Sarah Zames (SZ) — This is a great question. The short answer is that it depends on the site. Sometimes, it’s the light, sometimes the material, and sometimes the history. When we are lucky, it can be a beautiful combination of everything. Our job is to find what is interesting, which is sometimes easier than others, but we particularly love working in spaces that have a past that we can build from. We like to imagine the people who have experienced the space, and how our intervention is adding another layer to it’s life.
ZP — So much of the work that you do suggests a real intimate familiarity with the lives and needs of your clients. Can you describe how you approach this relationship?
SZ — We consider the people who are going to be occupying the space to be equally as important as the physical site. When we start a project, we really like to get to know the client — we want to understand how they envision using the space and what they are personally bringing into this project. What does this space mean to them and how is that unique? The client and their space are at the base of every project. These two constituents bring their own history, memories and needs that provide us with the framework to create a design.
Colin Stief (CS) — It is a lot about listening to the clients. One project that stands out to me is our Bergen Street project, which was really about curating and organizing the client’s great collection of furniture and lighting. There was a really beneficial give and take on what she wanted to keep and how we dealt with it spatially.
ZP — What are your favorite materials to work with?
SZ — We always prefer to use natural materials that may change over time. We use a lot of natural stones and woods. We also love using hand glazed tiles and metals where you can see a living finish and show a bit about the process of making them.
CS — Yes, a big part of what a “home” is to us is this idea of imperfection and organic growth. Overtime it should feel layered, and the choice of materials have a huge role in that. Materials that patina like brass or wear like solid wood or stone are always changing and we believe can enhance homeowner’s connection and memory of their space.

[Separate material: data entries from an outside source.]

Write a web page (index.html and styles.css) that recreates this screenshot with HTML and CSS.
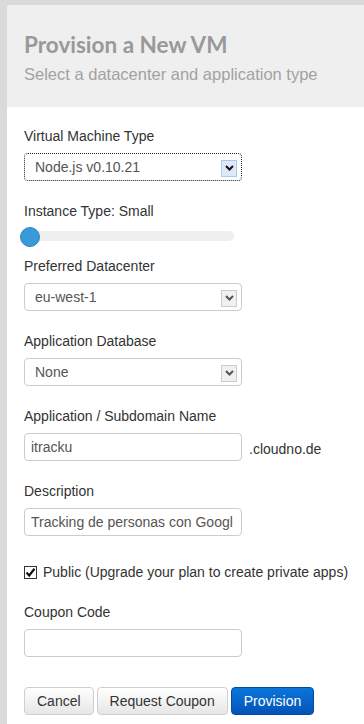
FILE: index.html
```html
<!DOCTYPE html>
<html lang="en">
<head>
<meta charset="utf-8">
<title>Provision a New VM</title>
<link rel="stylesheet" href="styles.css">
</head>
<body>
<div class="panel">
  <div class="panel-head">
    <h1 class="title">Provision a New VM</h1>
    <p class="subtitle">Select a datacenter and application type</p>
  </div>
  <form class="panel-body">
    <div class="group">
      <label class="label">Virtual Machine Type</label>
      <div class="select select-focus">
        <span class="select-text">Node.js v0.10.21</span>
        <span class="arrow arrow-hover"><svg width="9" height="6" viewBox="0 0 9 6"><path d="M1 1 L4.5 4.5 L8 1" fill="none" stroke="#111" stroke-width="2"/></svg></span>
      </div>
    </div>
    <div class="group group-slider">
      <label class="label">Instance Type: Small</label>
      <div class="slider">
        <div class="slider-track"></div>
        <div class="slider-thumb"></div>
      </div>
    </div>
    <div class="group">
      <label class="label">Preferred Datacenter</label>
      <div class="select">
        <span class="select-text">eu-west-1</span>
        <span class="arrow"><svg width="9" height="6" viewBox="0 0 9 6"><path d="M1 1 L4.5 4.5 L8 1" fill="none" stroke="#555" stroke-width="2"/></svg></span>
      </div>
    </div>
    <div class="group">
      <label class="label">Application Database</label>
      <div class="select">
        <span class="select-text">None</span>
        <span class="arrow"><svg width="9" height="6" viewBox="0 0 9 6"><path d="M1 1 L4.5 4.5 L8 1" fill="none" stroke="#555" stroke-width="2"/></svg></span>
      </div>
    </div>
    <div class="group">
      <label class="label">Application / Subdomain Name</label>
      <div class="input-row">
        <div class="input">itracku</div>
        <span class="suffix">.cloudno.de</span>
      </div>
    </div>
    <div class="group">
      <label class="label">Description</label>
      <div class="input">Tracking de personas con Googl</div>
    </div>
    <div class="group group-check">
      <label class="check-row">
        <span class="checkbox"><svg width="11" height="11" viewBox="0 0 11 11"><path d="M1.5 5.5 L4.2 8.5 L9.5 1.8" fill="none" stroke="#111" stroke-width="2.2"/></svg></span>
        <span class="check-text">Public (Upgrade your plan to create private apps)</span>
      </label>
    </div>
    <div class="group group-last">
      <label class="label">Coupon Code</label>
      <div class="input"></div>
    </div>
    <div class="actions">
      <span class="btn">Cancel</span>
      <span class="btn">Request Coupon</span>
      <span class="btn btn-primary">Provision</span>
    </div>
  </form>
</div>
</body>
</html>
```
FILE: styles.css
```css
html, body {
  margin: 0;
  padding: 0;
  height: 100%;
  overflow: hidden;
}
body {
  background: #dadada;
  font-family: "Liberation Sans", Arial, sans-serif;
  font-size: 14px;
  color: #333;
}
.panel {
  margin: 5px 0 0 7px;
  background: #fff;
  border-radius: 4px 0 0 0;
  min-height: 730px;
  overflow: hidden;
}
.panel-head {
  background: #efefef;
  padding: 27px 17px 23px;
}
.title {
  margin: 0;
  font-family: Lato, "Liberation Sans", sans-serif;
  font-weight: 700;
  font-size: 22.5px;
  line-height: 26px;
  color: #999;
}
.subtitle {
  margin: 6px 0 0;
  font-size: 16.5px;
  line-height: 20px;
  color: #a2a2a2;
}
.panel-body {
  padding: 19px 0 0 17px;
  display: flex;
  flex-direction: column;
}
.group {
  display: flex;
  flex-direction: column;
  margin-bottom: 20px;
}
.group-slider {
  margin-bottom: 9px;
}
.group-check {
  padding-top: 6px;
}
.group-last {
  margin-bottom: 30px;
}
.label {
  line-height: 20px;
  margin-bottom: 7px;
  color: #333;
}
.select {
  width: 218px;
  height: 28px;
  box-sizing: border-box;
  border: 1px solid #ccc;
  border-radius: 4px;
  display: flex;
  align-items: center;
  justify-content: space-between;
  padding: 0 4px 0 10px;
  color: #555;
}
.select-focus {
  border: 1px dotted #222;
}
.select-text {
  line-height: 20px;
}
.arrow {
  width: 16px;
  height: 17px;
  box-sizing: border-box;
  border: 1px solid #ccc;
  background: #f0f0f0;
  display: flex;
  align-items: center;
  justify-content: center;
  margin-top: 2px;
}
.arrow-hover {
  background: #dde9f7;
  border-color: #a9c9ee;
}
.slider {
  position: relative;
  margin-top: -1px;
  height: 20px;
  width: 214px;
  margin-left: -4px;
}
.slider-track {
  margin-top: 4px;
  height: 10px;
  border-radius: 5px;
  background: #efefef;
}
.slider-thumb {
  position: absolute;
  left: 0;
  top: 0;
  width: 20px;
  height: 20px;
  box-sizing: border-box;
  border-radius: 50%;
  background: #3a9ad9;
  border: 1px solid #2f86c4;
}
.input-row {
  display: flex;
  align-items: center;
  gap: 7px;
}
.input {
  width: 218px;
  height: 28px;
  box-sizing: border-box;
  border: 1px solid #ccc;
  border-radius: 4px;
  padding: 0 6px;
  line-height: 26px;
  color: #555;
  white-space: nowrap;
  overflow: hidden;
}
.suffix {
  color: #333;
  margin-top: 4px;
}
.check-row {
  display: flex;
  align-items: center;
  gap: 6px;
  line-height: 20px;
}
.check-text {
  white-space: nowrap;
}
.checkbox {
  flex: none;
  width: 13px;
  height: 13px;
  box-sizing: border-box;
  border: 1px solid #333;
  background: #fff;
  display: flex;
  align-items: center;
  justify-content: center;
}
.actions {
  display: flex;
  gap: 3px;
}
.btn {
  height: 28px;
  box-sizing: border-box;
  padding: 0 12px;
  line-height: 26px;
  border: 1px solid #cfcfcf;
  border-radius: 4px;
  background: linear-gradient(#ffffff, #e6e6e6);
  color: #333;
}
.btn-primary {
  background: linear-gradient(#0a76dc, #0552b6);
  border-color: #0549a8;
  color: #fff;
}
```
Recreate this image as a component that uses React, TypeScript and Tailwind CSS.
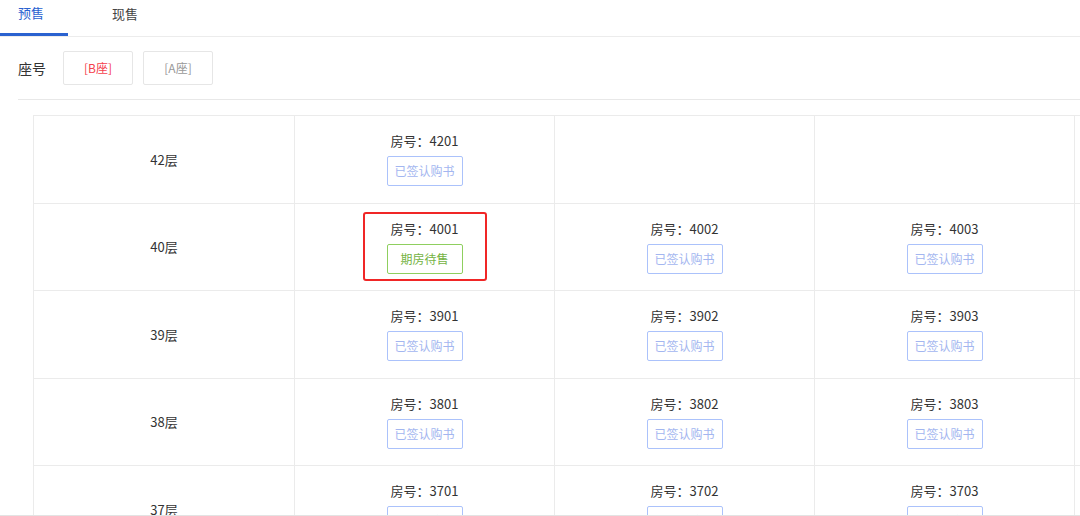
import React from "react";

type Room = { no: string; status: "signed" | "pending" } | null;

const floors: { floor: string; rooms: Room[] }[] = [
  { floor: "42层", rooms: [{ no: "4201", status: "signed" }, null, null, null] },
  {
    floor: "40层",
    rooms: [
      { no: "4001", status: "pending" },
      { no: "4002", status: "signed" },
      { no: "4003", status: "signed" },
      null,
    ],
  },
  {
    floor: "39层",
    rooms: [
      { no: "3901", status: "signed" },
      { no: "3902", status: "signed" },
      { no: "3903", status: "signed" },
      null,
    ],
  },
  {
    floor: "38层",
    rooms: [
      { no: "3801", status: "signed" },
      { no: "3802", status: "signed" },
      { no: "3803", status: "signed" },
      null,
    ],
  },
  {
    floor: "37层",
    rooms: [
      { no: "3701", status: "signed" },
      { no: "3702", status: "signed" },
      { no: "3703", status: "signed" },
      null,
    ],
  },
];

const RoomCell = ({ room }: { room: Room }) => {
  if (!room) return <div className="border-l border-[#ebebeb]" />;

  const content = (
    <div className="flex flex-col items-center gap-[6px]">
      <span className="h-[18px] leading-[18px] text-[13px] text-[#333]">
        房号：{room.no}
      </span>
      {room.status === "pending" ? (
        <span className="w-[76px] h-[30px] flex items-center justify-center border border-[#8fcf5f] rounded-[2px] text-[12px] text-[#75b343]">
          期房待售
        </span>
      ) : (
        <span className="w-[76px] h-[30px] flex items-center justify-center border border-[#abc2fb] rounded-[2px] text-[12px] text-[#a3b6f0]">
          已签认购书
        </span>
      )}
    </div>
  );

  return (
    <div className="border-l border-[#ebebeb] flex items-center justify-center">
      {room.status === "pending" ? (
        <div className="w-[124px] h-[69px] flex items-center justify-center border-2 border-[#f02626] rounded-[3px]">
          {content}
        </div>
      ) : (
        content
      )}
    </div>
  );
};

export default function App() {
  return (
    <div
      className="w-[1080px] h-[516px] overflow-hidden bg-white flex flex-col border-b border-[#e3e3e3]"
      style={{ fontFamily: '"Noto Sans CJK SC", "Liberation Sans", sans-serif' }}
    >
      {/* Tabs */}
      <div className="flex h-[37px] border-b border-[#ececec] shrink-0">
        <div className="w-[68px] flex flex-col">
          <span className="flex-1 flex items-center pl-[18px] pb-[8px] text-[13px] text-[#2a62d0]">
            预售
          </span>
          <span className="h-[3px] bg-[#2a62d0]" />
        </div>
        <span className="pl-[44px] pt-[4px] text-[13px] text-[#444]">现售</span>
      </div>

      {/* Seat selector */}
      <div className="ml-[18px] h-[63px] flex items-center gap-[10px] border-b border-[#e8e8e8] shrink-0">
        <span className="text-[14px] text-[#333] mr-[7px]">座号</span>
        <span className="w-[70px] h-[34px] flex items-center justify-center border border-[#e6e6e6] rounded-[2px] text-[12px] text-[#f5414d]">
          [B座]
        </span>
        <span className="w-[70px] h-[34px] flex items-center justify-center border border-[#e6e6e6] rounded-[2px] text-[12px] text-[#999]">
          [A座]
        </span>
      </div>

      {/* Floor table */}
      <div className="ml-[33px] mt-[15px] border-t border-[#ebebeb] w-[1300px]">
        {floors.map((f) => (
          <div
            key={f.floor}
            className="grid grid-cols-[260px_260px_260px_260px_260px] h-[87.5px] border-b border-[#ebebeb] border-l"
          >
            <div className="flex items-center justify-center text-[13px] text-[#333]">
              {f.floor}
            </div>
            {f.rooms.map((r, i) => (
              <RoomCell key={i} room={r} />
            ))}
          </div>
        ))}
      </div>
    </div>
  );
}
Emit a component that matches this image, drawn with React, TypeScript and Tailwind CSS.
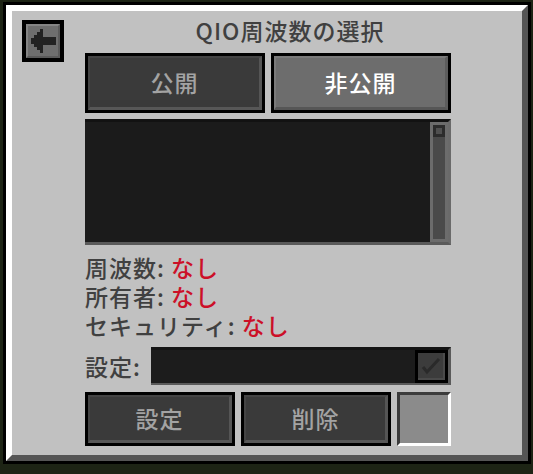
import React from 'react';

const font = { fontFamily: '"Noto Sans CJK JP", "Noto Sans", sans-serif' };

const McButton = ({
  label,
  active = false,
  className = '',
}: {
  label: string;
  active?: boolean;
  className?: string;
}) => (
  <div className={`border-[3px] border-black ${className}`}>
    <div
      className={
        active
          ? 'flex h-full w-full items-center justify-center border-t-[2px] border-l-[2px] border-b-[3px] border-r-[3px] border-t-[#7a7a7a] border-l-[#7a7a7a] border-b-[#565656] border-r-[#5c5c5c] bg-[#6d6d6d] text-[23px] font-medium tracking-[1px] text-white'
          : 'flex h-full w-full items-center justify-center border-t-[2px] border-l-[2px] border-b-[3px] border-r-[3px] border-t-[#444444] border-l-[#444444] border-b-[#575757] border-r-[#555555] bg-[#3a3a3a] text-[23px] font-medium tracking-[1px] text-[#a3a3a3]'
      }
    >
      {label}
    </div>
  </div>
);

const BackArrow = () => (
  <svg width="34" height="34" viewBox="0 0 34 34">
    <rect x="5" y="14" width="3" height="6" fill="#222" />
    <rect x="8" y="11" width="3" height="12" fill="#222" />
    <rect x="11" y="8" width="3" height="18" fill="#222" />
    <rect x="14" y="5" width="3" height="24" fill="#222" />
    <rect x="17" y="13" width="13" height="8" fill="#222" />
  </svg>
);

const InfoLine = ({ label }: { label: string }) => (
  <div className="flex h-[29px] items-center">
    <span className="inline-block h-[29px] leading-[29px]">{label}:&nbsp;</span>
    <span className="inline-block h-[29px] leading-[29px] text-[#cc1028]">なし</span>
  </div>
);

const App = () => {
  return (
    <div className="min-h-[474px] w-[533px] bg-[#1d2415] pt-[2px] pl-[3px]" style={font}>
      <div className="h-[462px] w-[528px] border-[3px] border-black">
        <div className="flex h-full w-full border-t-[6px] border-l-[6px] border-b-[6px] border-r-[6px] border-t-white border-l-white border-b-[#555555] border-r-[#555555] bg-[#c1c1c1]">
          {/* left column */}
          <div className="w-[73px] shrink-0 pt-[9px] pl-[10px]">
            <div className="h-[42px] w-[42px] border-[4px] border-black">
              <div className="h-full w-full border-t-[2px] border-l-[2px] border-b-[2px] border-r-[2px] border-t-[#858585] border-l-[#858585] border-b-[#5a5a5a] border-r-[#5a5a5a] bg-[#6e6e6e]">
                <div className="-mt-[2px] -ml-[2px]">
                  <BackArrow />
                </div>
              </div>
            </div>
          </div>

          {/* main column */}
          <div className="flex w-[366px] flex-col">
            <div className="h-[39px] pl-[44px] text-center text-[23px] font-medium leading-[39px] tracking-[1px] text-[#404040]">
              QIO周波数の選択
            </div>

            <div className="mt-[3px] flex gap-[6px]">
              <McButton label="公開" className="h-[60px] w-[180px]" />
              <McButton label="非公開" active className="h-[60px] w-[180px]" />
            </div>

            {/* list */}
            <div className="mt-[6px] flex h-[126px] border-t-[3px] border-b-[3px] border-r-[3px] border-t-[#121212] border-b-[#5a5a5a] border-r-[#6a6a6a] bg-[#1b1b1b]">
              <div className="flex-1" />
              <div className="flex h-[120px] w-[18px] flex-col border-[3px] border-[#6c6c6c] bg-[#4a4a4a]">
                <div className="flex h-[12px] w-[12px] items-center justify-center bg-[#2c2c2c]">
                  <div className="h-[6px] w-[6px] bg-[#505050]" />
                </div>
              </div>
            </div>

            {/* info */}
            <div className="mt-[8px] text-[23px] font-medium tracking-[1px] text-[#404040]">
              <InfoLine label="周波数" />
              <InfoLine label="所有者" />
              <InfoLine label="セキュリティ" />
            </div>

            {/* setting row */}
            <div className="mt-[7px] flex h-[38px] items-center">
              <div className="w-[66px] text-[23px] font-medium tracking-[1px] text-[#404040]">設定:</div>
              <div className="flex h-[38px] w-[300px] items-start justify-end border-t-[3px] border-b-[2px] border-r-[3px] border-t-[#141414] border-b-[#5a5a5a] border-r-[#5a5a5a] bg-[#1c1c1c]">
                <div className="h-[33px] w-[33px] border-[3px] border-black">
                  <div className="h-full w-full border-b-[2px] border-r-[2px] border-b-[#4a4a4a] border-r-[#4a4a4a] bg-[#3c3c3c]">
                    <svg width="25" height="25" viewBox="0 0 25 25">
                      <polyline
                        points="5,14 9,19 21,6"
                        fill="none"
                        stroke="#2a2a2a"
                        strokeWidth="3"
                        strokeLinejoin="miter"
                      />
                    </svg>
                  </div>
                </div>
              </div>
            </div>

            {/* bottom buttons */}
            <div className="mt-[7px] flex gap-[6px]">
              <McButton label="設定" className="h-[54px] w-[150px]" />
              <McButton label="削除" className="h-[54px] w-[150px]" />
              <div className="h-[54px] w-[54px] border-t-[3px] border-l-[3px] border-b-[3px] border-r-[3px] border-t-[#3b3b3b] border-l-[#3b3b3b] border-b-white border-r-white bg-[#8b8b8b]" />
            </div>
          </div>
        </div>
      </div>
    </div>
  );
};

export default App;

ZP — General Assembly’s portfolio spans everything from custom furnishings to comprehensive renovations. Is there a fundamental principle that’s common to all of your work?
SZ — The name General Assembly refers to all parts that go into a project. Every project, big or small, is an assembly of materials, people and place, coming together to create a whole. Our purpose is to create spaces for people to be at home in. We want to make spaces that are lasting, evolving and hopefully enhancing people’s daily lives.
ZP — What is your favorite public space in the city? Private space?
SZ — This is a very appropriate question considering the time we are living in right now! I’ve been living in New York for over twenty years, and my favorite public spaces have barely changed over time. To name a few… I love the Coney Island Boardwalk during the off season. The plaza in front of the Seagram Building on a Sunday. And maybe if I had to pick a single place, inside and outside it would be the Lincoln Center Plaza and the Metropolitan Opera lobby space. For a private space, maybe it’s just the Stockholm Syndrome talking, but I really think I still have to say my apartment — even after spending way too much time here lately.
CS — It might be a little obvious, but I would have to say Prospect Park in Brooklyn is my favorite public space in the city. On a nice summer day, within a 3 mile loop you will hear and see every type of person that lives in NY: guys from the Carribean in a drum circle, teenagers LARPing (live action role playing), a guy very intensely flying kites, everyone BBQ-ing, women selling ice cream, dogs running around, bankers and their kids on scooters, Hasidic families on bikes. It is chaos, but everyone makes this one space their own and somehow it works.